Consider the records below. How many of their lines include the word "with"? State the number and nothing else.

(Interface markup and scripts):
** Begin **

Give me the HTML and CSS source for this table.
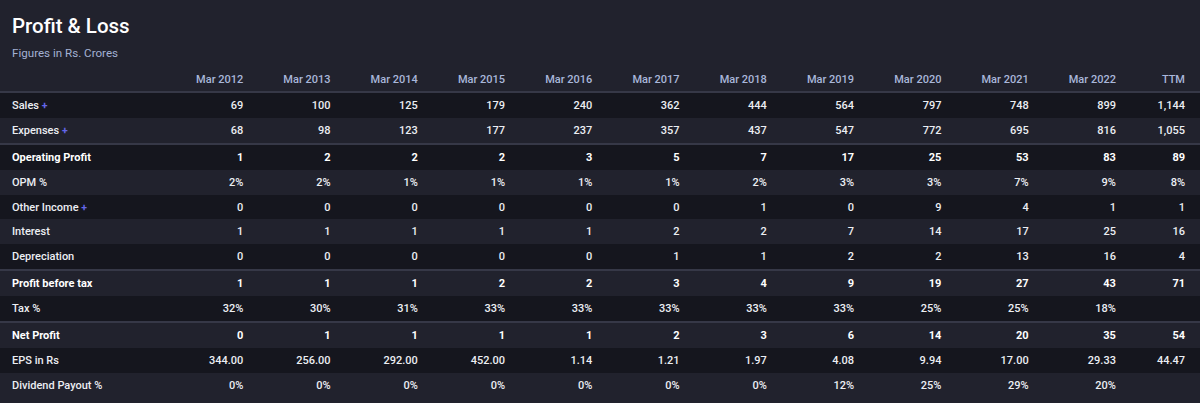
FILE: index.html
```html
<!DOCTYPE html>
<html>
<head>
<meta charset="utf-8">
<link rel="stylesheet" href="styles.css">
</head>
<body>
<section class="pl">
  <header class="pl-head">
    <h2 class="pl-title">Profit &amp; Loss</h2>
    <p class="pl-sub">Figures in Rs. Crores</p>
  </header>
  <table class="pl-table">
    <colgroup>
      <col class="c-label">
      <col class="c-yr"><col class="c-yr"><col class="c-yr"><col class="c-yr"><col class="c-yr"><col class="c-yr">
      <col class="c-yr"><col class="c-yr"><col class="c-yr"><col class="c-yr"><col class="c-yr">
      <col class="c-ttm">
    </colgroup>
    <thead>
      <tr>
        <th></th>
        <th>Mar 2012</th><th>Mar 2013</th><th>Mar 2014</th><th>Mar 2015</th><th>Mar 2016</th><th>Mar 2017</th>
        <th>Mar 2018</th><th>Mar 2019</th><th>Mar 2020</th><th>Mar 2021</th><th>Mar 2022</th><th>TTM</th>
      </tr>
    </thead>
    <tbody>
      <tr class="dark">
        <td>Sales <span class="plus">+</span></td>
        <td>69</td><td>100</td><td>125</td><td>179</td><td>240</td><td>362</td><td>444</td><td>564</td><td>797</td><td>748</td><td>899</td><td>1,144</td>
      </tr>
      <tr>
        <td>Expenses <span class="plus">+</span></td>
        <td>68</td><td>98</td><td>123</td><td>177</td><td>237</td><td>357</td><td>437</td><td>547</td><td>772</td><td>695</td><td>816</td><td>1,055</td>
      </tr>
      <tr class="dark strong sep">
        <td>Operating Profit</td>
        <td>1</td><td>2</td><td>2</td><td>2</td><td>3</td><td>5</td><td>7</td><td>17</td><td>25</td><td>53</td><td>83</td><td>89</td>
      </tr>
      <tr>
        <td>OPM %</td>
        <td>2%</td><td>2%</td><td>1%</td><td>1%</td><td>1%</td><td>1%</td><td>2%</td><td>3%</td><td>3%</td><td>7%</td><td>9%</td><td>8%</td>
      </tr>
      <tr class="dark">
        <td>Other Income <span class="plus">+</span></td>
        <td>0</td><td>0</td><td>0</td><td>0</td><td>0</td><td>0</td><td>1</td><td>0</td><td>9</td><td>4</td><td>1</td><td>1</td>
      </tr>
      <tr>
        <td>Interest</td>
        <td>1</td><td>1</td><td>1</td><td>1</td><td>1</td><td>2</td><td>2</td><td>7</td><td>14</td><td>17</td><td>25</td><td>16</td>
      </tr>
      <tr class="dark">
        <td>Depreciation</td>
        <td>0</td><td>0</td><td>0</td><td>0</td><td>0</td><td>1</td><td>1</td><td>2</td><td>2</td><td>13</td><td>16</td><td>4</td>
      </tr>
      <tr class="strong sep">
        <td>Profit before tax</td>
        <td>1</td><td>1</td><td>1</td><td>2</td><td>2</td><td>3</td><td>4</td><td>9</td><td>19</td><td>27</td><td>43</td><td>71</td>
      </tr>
      <tr class="dark">
        <td>Tax %</td>
        <td>32%</td><td>30%</td><td>31%</td><td>33%</td><td>33%</td><td>33%</td><td>33%</td><td>33%</td><td>25%</td><td>25%</td><td>18%</td><td></td>
      </tr>
      <tr class="strong sep">
        <td>Net Profit</td>
        <td>0</td><td>1</td><td>1</td><td>1</td><td>1</td><td>2</td><td>3</td><td>6</td><td>14</td><td>20</td><td>35</td><td>54</td>
      </tr>
      <tr class="dark">
        <td>EPS in Rs</td>
        <td>344.00</td><td>256.00</td><td>292.00</td><td>452.00</td><td>1.14</td><td>1.21</td><td>1.97</td><td>4.08</td><td>9.94</td><td>17.00</td><td>29.33</td><td>44.47</td>
      </tr>
      <tr>
        <td>Dividend Payout %</td>
        <td>0%</td><td>0%</td><td>0%</td><td>0%</td><td>0%</td><td>0%</td><td>0%</td><td>12%</td><td>25%</td><td>29%</td><td>20%</td><td></td>
      </tr>
    </tbody>
  </table>
</section>
</body>
</html>
```

FILE: styles.css
```css
html, body {
  margin: 0;
  padding: 0;
  background: #21222d;
}

body {
  font-family: Roboto, Inter, "Liberation Sans", sans-serif;
  color: #eceef3;
  overflow: hidden;
}

.pl-head {
  padding: 14px 12px 0 12px;
}

.pl-title {
  margin: 0;
  font-size: 20.5px;
  line-height: 24px;
  font-weight: 500;
  color: #ffffff;
}

.pl-sub {
  margin: 7px 0 0 0;
  font-size: 11.6px;
  line-height: 16px;
  color: #a3b1d3;
}

.pl-table {
  width: 1200px;
  table-layout: fixed;
  border-collapse: collapse;
  margin-top: 4px;
  font-size: 11px;
}

.c-label { width: 171px; }
.c-yr { width: 87.27px; }
.c-ttm { width: 69px; }

.pl-table th {
  font-weight: 500;
  color: #a9b7da;
  text-align: right;
  vertical-align: middle;
  padding: 2px 15px 0 0;
  height: 24px;
  border-bottom: 2px solid #363847;
}

.pl-table td {
  height: 24.9px;
  padding: 0 15px 0 0;
  text-align: right;
  white-space: nowrap;
  color: #eceef3;
  font-weight: 500;
}

.pl-table td:first-child {
  text-align: left;
  padding-left: 12px;
}

.pl-table tr.dark td {
  background: #15161e;
}

.pl-table tr.strong td {
  font-weight: 700;
  color: #ffffff;
}

.pl-table tr.sep td {
  border-top: 2px solid #363847;
}

.plus {
  color: #6466e8;
  font-weight: 700;
  font-size: 10.5px;
}
```
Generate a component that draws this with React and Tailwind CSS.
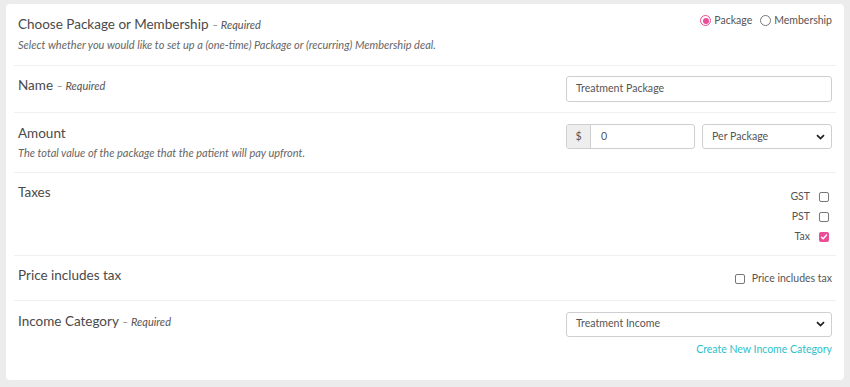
import { useState } from "react";

const FONT = { fontFamily: "Lato, 'Liberation Sans', Arial, sans-serif" };

function Required() {
  return <span className="text-[11px] italic text-[#555]">– Required</span>;
}

function Check({ checked }) {
  return checked ? (
    <span className="w-[10px] h-[10px] rounded-[2px] bg-[#ea4c95] flex items-center justify-center">
      <svg width="8" height="8" viewBox="0 0 8 8">
        <path d="M1.5 4.2 L3.2 5.8 L6.5 2" stroke="white" strokeWidth="1.4" fill="none" strokeLinecap="round" />
      </svg>
    </span>
  ) : (
    <span className="w-[10px] h-[10px] rounded-[2px] border border-[#777] bg-white" />
  );
}

function Chevron() {
  return (
    <svg width="9" height="6" viewBox="0 0 9 6">
      <path d="M1 1.2 L4.5 4.6 L8 1.2" stroke="#222" strokeWidth="1.8" fill="none" />
    </svg>
  );
}

function Row({ children, className = "" }) {
  return (
    <div className={`flex justify-between items-start px-[4px] border-b border-[#efefef] ${className}`}>
      {children}
    </div>
  );
}

function Label({ children }) {
  return <div className="text-[13.5px] leading-[18px] text-[#4a4a4a]">{children}</div>;
}

function Hint({ children }) {
  return <div className="text-[11px] italic text-[#666] leading-[16px] mt-[3px]">{children}</div>;
}

function Radio({ on, label, onClick }) {
  return (
    <button className="flex items-center gap-[3px]" onClick={onClick}>
      <span
        className={`w-[11px] h-[11px] rounded-full border flex items-center justify-center ${
          on ? "border-[#ea4c95]" : "border-[#777]"
        }`}
      >
        {on && <span className="w-[6px] h-[6px] rounded-full bg-[#ea4c95]" />}
      </span>
      {label}
    </button>
  );
}

export default function App() {
  const [kind, setKind] = useState("package");
  const taxes = [
    { name: "GST", on: false },
    { name: "PST", on: false },
    { name: "Tax", on: true },
  ];

  return (
    <div className="min-h-screen bg-[#ececec] pt-[4px] px-[6px]" style={FONT}>
      <div className="bg-white rounded-[4px] px-[8px] h-[376px]">
        {/* Package / membership */}
        <Row className="pt-[11px] pb-[12px]">
          <div>
            <Label>
              Choose Package or Membership <Required />
            </Label>
            <Hint>Select whether you would like to set up a (one-time) Package or (recurring) Membership deal.</Hint>
          </div>
          <div className="flex items-center gap-[8px] text-[10.5px] text-[#555] mt-[-2px]">
            <Radio on={kind === "package"} label="Package" onClick={() => setKind("package")} />
            <Radio on={kind === "membership"} label="Membership" onClick={() => setKind("membership")} />
          </div>
        </Row>

        {/* Name */}
        <Row className="py-[10px]">
          <Label>
            Name <Required />
          </Label>
          <div className="w-[266px] h-[26px] border border-[#cfcfcf] rounded-[3px] flex items-center px-[9px] text-[10.6px] text-[#555]">
            Treatment Package
          </div>
        </Row>

        {/* Amount */}
        <Row className="pt-[11px] pb-[11px]">
          <div>
            <Label>Amount</Label>
            <Hint>The total value of the package that the patient will pay upfront.</Hint>
          </div>
          <div className="flex gap-[7px]">
            <div className="flex w-[129px] h-[25px] border border-[#cfcfcf] rounded-[3px] overflow-hidden text-[10.6px] text-[#555]">
              <div className="w-[24px] bg-[#eeeeee] border-r border-[#cfcfcf] flex items-center justify-center">$</div>
              <div className="flex items-center px-[10px]">0</div>
            </div>
            <div className="w-[130px] h-[25px] border border-[#cfcfcf] rounded-[3px] flex items-center justify-between pl-[9px] pr-[6px] text-[10.6px] text-[#555]">
              Per Package
              <Chevron />
            </div>
          </div>
        </Row>

        {/* Taxes */}
        <Row className="pt-[10px] pb-[8px]">
          <Label>Taxes</Label>
          <div className="flex flex-col items-end mt-[4px] mr-[3px] text-[10.5px] text-[#555]">
            {taxes.map((t) => (
              <div key={t.name} className="h-[20px] flex items-center gap-[9px]">
                {t.name}
                <Check checked={t.on} />
              </div>
            ))}
          </div>
        </Row>

        {/* Price includes tax */}
        <Row className="pt-[10px] pb-[13px]">
          <Label>Price includes tax</Label>
          <div className="flex items-center gap-[7px] mt-[5px] text-[10.5px] text-[#555]">
            <Check checked={false} />
            Price includes tax
          </div>
        </Row>

        {/* Income category */}
        <div className="flex justify-between items-start px-[4px] pt-[11px]">
          <Label>
            Income Category <Required />
          </Label>
          <div className="flex flex-col items-end">
            <div className="w-[266px] h-[25px] border border-[#cfcfcf] rounded-[3px] flex items-center justify-between pl-[9px] pr-[6px] text-[10.6px] text-[#555]">
              Treatment Income
              <Chevron />
            </div>
            <a className="mt-[5px] text-[10.5px] text-[#2ebfcb] cursor-pointer">Create New Income Category</a>
          </div>
        </div>
      </div>
    </div>
  );
}
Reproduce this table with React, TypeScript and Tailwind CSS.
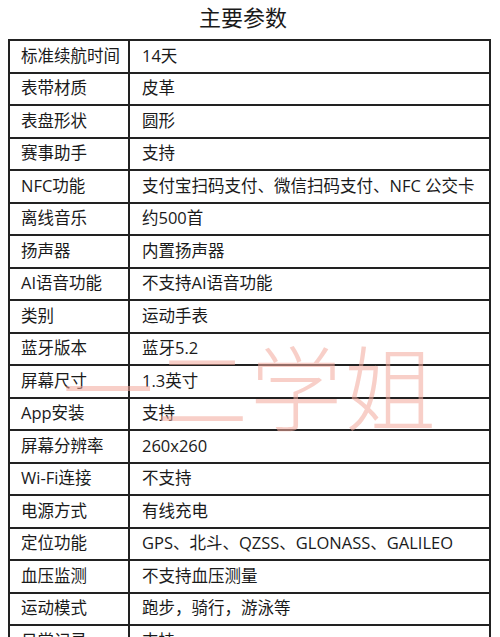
import React from "react";

const rows: [string, string][] = [
  ["标准续航时间", "14天"],
  ["表带材质", "皮革"],
  ["表盘形状", "圆形"],
  ["赛事助手", "支持"],
  ["NFC功能", "支付宝扫码支付、微信扫码支付、NFC 公交卡"],
  ["离线音乐", "约500首"],
  ["扬声器", "内置扬声器"],
  ["AI语音功能", "不支持AI语音功能"],
  ["类别", "运动手表"],
  ["蓝牙版本", "蓝牙5.2"],
  ["屏幕尺寸", "1.3英寸"],
  ["App安装", "支持"],
  ["屏幕分辨率", "260x260"],
  ["Wi-Fi连接", "不支持"],
  ["电源方式", "有线充电"],
  ["定位功能", "GPS、北斗、QZSS、GLONASS、GALILEO"],
  ["血压监测", "不支持血压测量"],
  ["运动模式", "跑步，骑行，游泳等"],
  ["日常记录", "支持"],
];

export default function App() {
  return (
    <div
      className="relative w-[500px] bg-white text-[#1a1a1a]"
      style={{ fontFamily: '"Open Sans", "Noto Sans CJK SC", sans-serif' }}
    >
      <div className="h-[39px] flex items-start justify-center pt-[1px] pr-[14px] text-[22px] leading-[32px]">
        主要参数
      </div>
      <div className="ml-[8px] w-[483px] border-t-2 border-l-2 border-[#222]">
        {rows.map(([k, v]) => (
          <div key={k} className="flex h-[32.5px]">
            <div className="w-[120px] shrink-0 border-r-2 border-b-2 border-[#222] pl-[11px] flex items-center text-[16.5px] whitespace-nowrap">
              {k}
            </div>
            <div className="flex-1 border-r-2 border-b-2 border-[#222] pl-[12px] flex items-center text-[16.5px] whitespace-nowrap">
              {v}
            </div>
          </div>
        ))}
      </div>
      <div className="pointer-events-none absolute left-[62px] top-[343px] text-[92px] leading-none tracking-[2px] font-light text-[#f3a99c] opacity-55 whitespace-nowrap">
        一二学姐
      </div>
    </div>
  );
}
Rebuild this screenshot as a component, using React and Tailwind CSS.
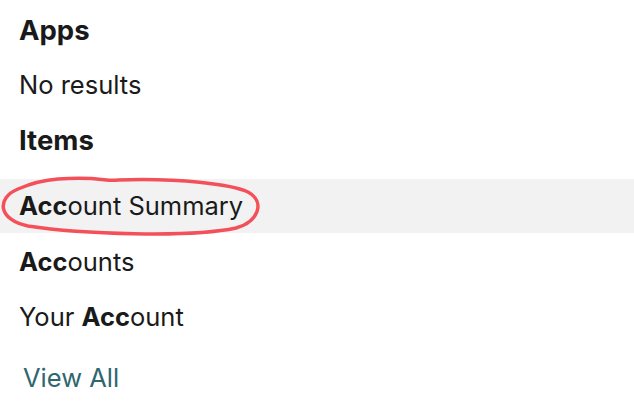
import React from 'react';

const Match = ({ children }) => <span className="font-bold">{children}</span>;

export default function App() {
  return (
    <div
      className="relative h-[410px] w-[634px] overflow-hidden bg-white text-[25.5px] text-[#1a1a1a]"
      style={{ fontFamily: 'Inter, "Noto Sans", sans-serif' }}
    >
      <div className="flex flex-col pt-[3px]">
        <div className="flex h-[55px] items-center px-[19px] text-[27.5px] font-bold">Apps</div>
        <div className="flex h-[55px] items-center px-[19px]">No results</div>
        <div className="flex h-[55px] items-center px-[19px] text-[27.5px] font-bold">Items</div>
        <div className="mt-[11px] flex h-[54px] items-center bg-[#f2f2f2] px-[19px]">
          <span>
            <Match>Acc</Match>ount Summary
          </span>
        </div>
        <div className="mt-[2px] flex h-[55px] items-center px-[19px]">
          <span>
            <Match>Acc</Match>ounts
          </span>
        </div>
        <div className="flex h-[55px] items-center px-[19px]">
          <span>
            Your <Match>Acc</Match>ount
          </span>
        </div>
        <div className="mt-[6px] flex h-[55px] items-center px-[23px] text-[#2f6670]">View All</div>
      </div>

      {/* hand-drawn annotation round the highlighted row */}
      <svg className="pointer-events-none absolute left-0 top-0" width="634" height="410" viewBox="0 0 634 410">
        <path
          d="M58 179 C100 176 106 182 118 180 C180 178 230 184 248 192 C266 202 258 222 236 228 C190 238 80 234 28 226 C-2 220 -4 198 18 189 C32 183 44 180 58 179"
          fill="none"
          stroke="#f4505a"
          strokeWidth="3.5"
          strokeLinecap="round"
        />
      </svg>
    </div>
  );
}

** End **

(Complete answer): 2